Columnist and academic Professor Gary Slapper recommends ten ways for law students to grasp the bigger picture before they become mired in the detail of study

1. Read Kafka’s The Trial. Kafka: “You should only read those books which bite and sting you”. This will.

2. Read To Kill a Mockingbird. In a “lawin’ family” you learn “there ain’t any definite answers to anything”.

3. Watch 12 Angry Men (1957), a magnificently suspenseful film about truth, evidence, reason and prejudice.

4. Watch Witness for the Prosecution (1957), a court masterpiece with cantankerous barrister Sir Wilfrid Robarts.

5. See The Merchant of Venice, featuring many gripping questions of justice, technique and jurisprudence.

6. Get used to reading cases by trying a few. Here’s an example, described by one of the judges hearing it as “about as extraordinary a case as my brethren and I have ever heard either on the Bench or while at the Bar”.

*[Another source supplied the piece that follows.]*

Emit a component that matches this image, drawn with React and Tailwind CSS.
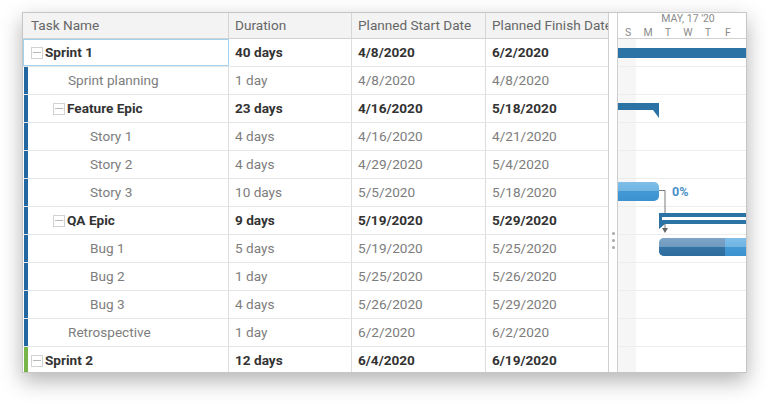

7. Visit your local civil and criminal courts to watch law dissected and applied to life.

8. Look at the legal scenery from top of the law edifice: visit the Supreme Court.

9. Follow tweets of lawyers, judges, journalists, reformers, academics and students, including people who annoy you .


10. Tweet law thoughts — no better crucible for testing your ideas. To be corrected or confirmed is to learn.